David Lennon has been a staff writer for Newsday since 1991, when he started covering New York City
The Yankees, undoubtedly, are sinking. Not sunk yet. But sinking. And by now, they've got to see the water rising at an uncomfortable rate.
There's no other way to describe what's happening in the Bronx, where last night the Yankees suffered their sixth loss in eight games, this time by the score of 7-4 to the Astros, a 53-win team supposedly crossing days off the schedule.
For a sinking team, it's more than just the leaks you can see, the weak spots you anticipate. It's the ones that start popping up where you least expect them, like with David Robertson, who imploded in a way we've rarely seen since he's been pitching for the Yankees, and only one other time this season.
Robertson, called on to hold a 4-4 tie in the ninth inning, failed in spectacular fashion.
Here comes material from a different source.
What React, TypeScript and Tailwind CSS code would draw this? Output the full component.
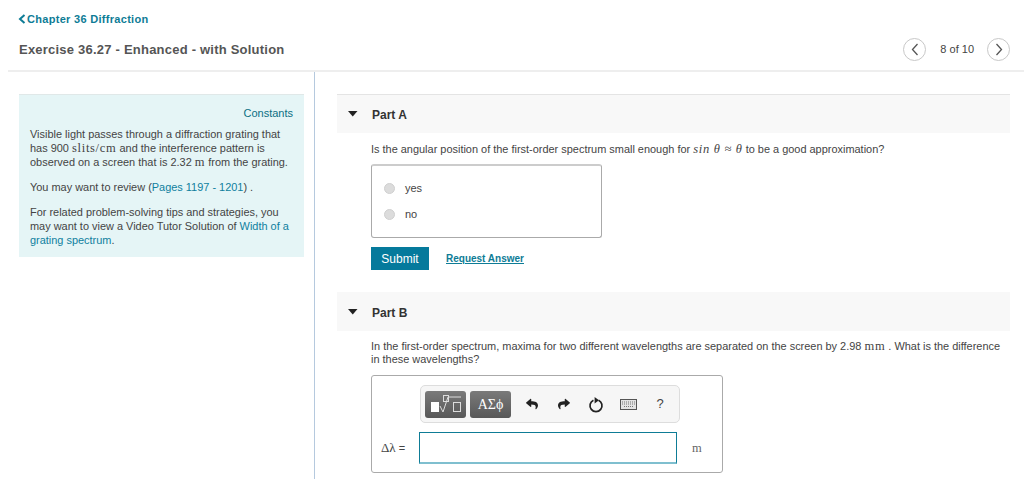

There were the back-to-back walks, followed by the kind of pitch, a 3-and-0 cutter, that a masher like the Astros' Chris Carter dreams about when his head hits the pillow at night.
And those dreams certainly had an identical script. Robertson knew Carter would be swinging. But Robertson figured that if he threw the pitch down-and-away, maybe, just maybe, he could get Carter to roll over it for a double-play grounder.
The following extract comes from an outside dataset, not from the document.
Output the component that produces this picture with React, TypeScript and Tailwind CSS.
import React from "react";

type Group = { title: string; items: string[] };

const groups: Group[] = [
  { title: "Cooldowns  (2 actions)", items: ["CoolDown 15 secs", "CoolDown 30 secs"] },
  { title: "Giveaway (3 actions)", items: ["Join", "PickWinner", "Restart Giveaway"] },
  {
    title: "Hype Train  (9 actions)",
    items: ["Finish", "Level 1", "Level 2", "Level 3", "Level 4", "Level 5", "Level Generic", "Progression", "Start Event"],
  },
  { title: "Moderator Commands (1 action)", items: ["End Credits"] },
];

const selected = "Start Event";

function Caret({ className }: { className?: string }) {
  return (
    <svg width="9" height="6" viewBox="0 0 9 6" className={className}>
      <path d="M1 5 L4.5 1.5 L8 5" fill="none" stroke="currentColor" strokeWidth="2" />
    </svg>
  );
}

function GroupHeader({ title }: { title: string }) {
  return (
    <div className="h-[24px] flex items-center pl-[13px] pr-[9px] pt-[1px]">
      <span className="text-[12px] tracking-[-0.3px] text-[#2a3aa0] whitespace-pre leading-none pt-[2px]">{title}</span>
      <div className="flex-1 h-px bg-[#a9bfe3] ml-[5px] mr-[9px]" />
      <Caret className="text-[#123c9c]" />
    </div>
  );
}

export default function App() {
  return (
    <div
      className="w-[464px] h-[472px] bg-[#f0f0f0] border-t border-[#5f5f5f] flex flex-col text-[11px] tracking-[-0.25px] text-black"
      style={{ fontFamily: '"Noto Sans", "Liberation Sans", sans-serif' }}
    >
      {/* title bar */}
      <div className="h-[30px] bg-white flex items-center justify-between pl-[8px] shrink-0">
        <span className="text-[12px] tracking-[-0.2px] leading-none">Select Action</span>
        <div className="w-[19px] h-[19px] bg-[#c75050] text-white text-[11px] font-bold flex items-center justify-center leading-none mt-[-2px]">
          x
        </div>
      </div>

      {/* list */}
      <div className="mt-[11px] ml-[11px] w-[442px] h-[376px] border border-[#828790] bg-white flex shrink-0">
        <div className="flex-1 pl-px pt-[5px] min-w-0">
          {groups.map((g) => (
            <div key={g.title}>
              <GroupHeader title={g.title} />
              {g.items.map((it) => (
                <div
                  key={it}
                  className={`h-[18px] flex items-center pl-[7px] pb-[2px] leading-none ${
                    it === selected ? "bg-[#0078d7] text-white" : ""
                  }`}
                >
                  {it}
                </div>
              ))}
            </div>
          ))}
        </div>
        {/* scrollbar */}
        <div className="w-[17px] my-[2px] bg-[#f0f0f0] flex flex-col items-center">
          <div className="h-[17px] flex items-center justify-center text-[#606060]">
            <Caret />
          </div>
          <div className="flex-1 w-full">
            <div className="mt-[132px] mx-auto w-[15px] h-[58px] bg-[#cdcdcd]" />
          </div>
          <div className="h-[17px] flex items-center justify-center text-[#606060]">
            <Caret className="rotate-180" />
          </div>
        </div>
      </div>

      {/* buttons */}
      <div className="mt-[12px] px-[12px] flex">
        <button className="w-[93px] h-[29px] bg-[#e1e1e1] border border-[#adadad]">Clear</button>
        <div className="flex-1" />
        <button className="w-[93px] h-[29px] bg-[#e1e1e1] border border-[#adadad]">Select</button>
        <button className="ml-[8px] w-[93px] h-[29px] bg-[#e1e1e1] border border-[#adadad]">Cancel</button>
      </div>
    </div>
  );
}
That's not where this pitch wound up, however. It was over the middle of the plate, and Carter blasted a no-doubter that had fans streaming for the exits before the ball even reached the seats in left-center.
"I threw it right in his bat-path," Roberston said, "and he put it 30 rows deep. It stinks when 3-and-0 that happens."
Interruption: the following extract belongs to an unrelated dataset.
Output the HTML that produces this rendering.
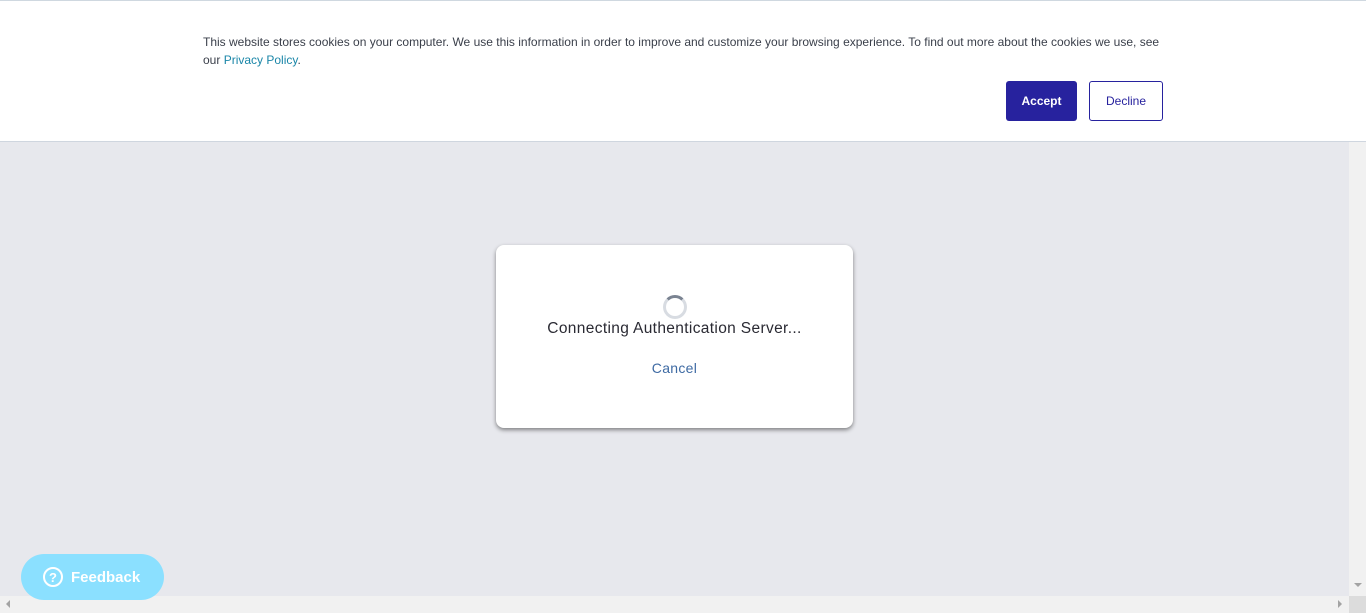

The way things are going for the Yankees lately, even if Carter did hit a ground ball, something off the end of the bat, it probably would have found a hole anyway. More and more, you just get the feeling this isn't going to end well, that the Yankees are going to be home in October for a second straight year.
The misfiring offense has crippled this $200-million team all season, but the Yankees should be used to that by now.
The troubling part is what else could go wrong, and seeing Robertson disintegrate so quickly had to be shocking for even the most optimistic person in pinstripes. Before last night, Robertson had not surrendered a home run since June 3, a stretch of 27 games. During that span, he was touched for only four runs, striking out 39 with nine walks.
This wasn't Robertson. Not the one the Yankees have counted on. Not the one that had allowed this bullpen to transition seamlessly from the legendary Mariano Rivera.
"I think he's been really, really good," Joe Girardi said afterward. "I think as good as anyone could have expected. I've talked about the pressure that was on him, who he was replacing, and he's come in and done a marvelous job."
There's no disputing that. Robertson is an MVP candidate for these Yankees, who have become over-reliant on the bullpen. Before Tuesday night, the Yankees had averaged two runs in their previous seven games. That's a microscopic margin of error for a pitching staff. And when someone stumbles, as Robertson did, there's no covering up for the mistake. It's fatal.
"Those bullpen guys have been operating on a pretty thin line," Girardi said. "Tonight we weren't able to get it done."
After Robertson had answered all the questions at his locker, and the TV cameras walked away, he muttered a variation of "I stunk" to himself as he headed for the exit.
But Robertson shouldn't pin this one entirely on himself. He may have delivered the deciding pitch, but there's plenty of blame to go around on these Yankees for their predicament.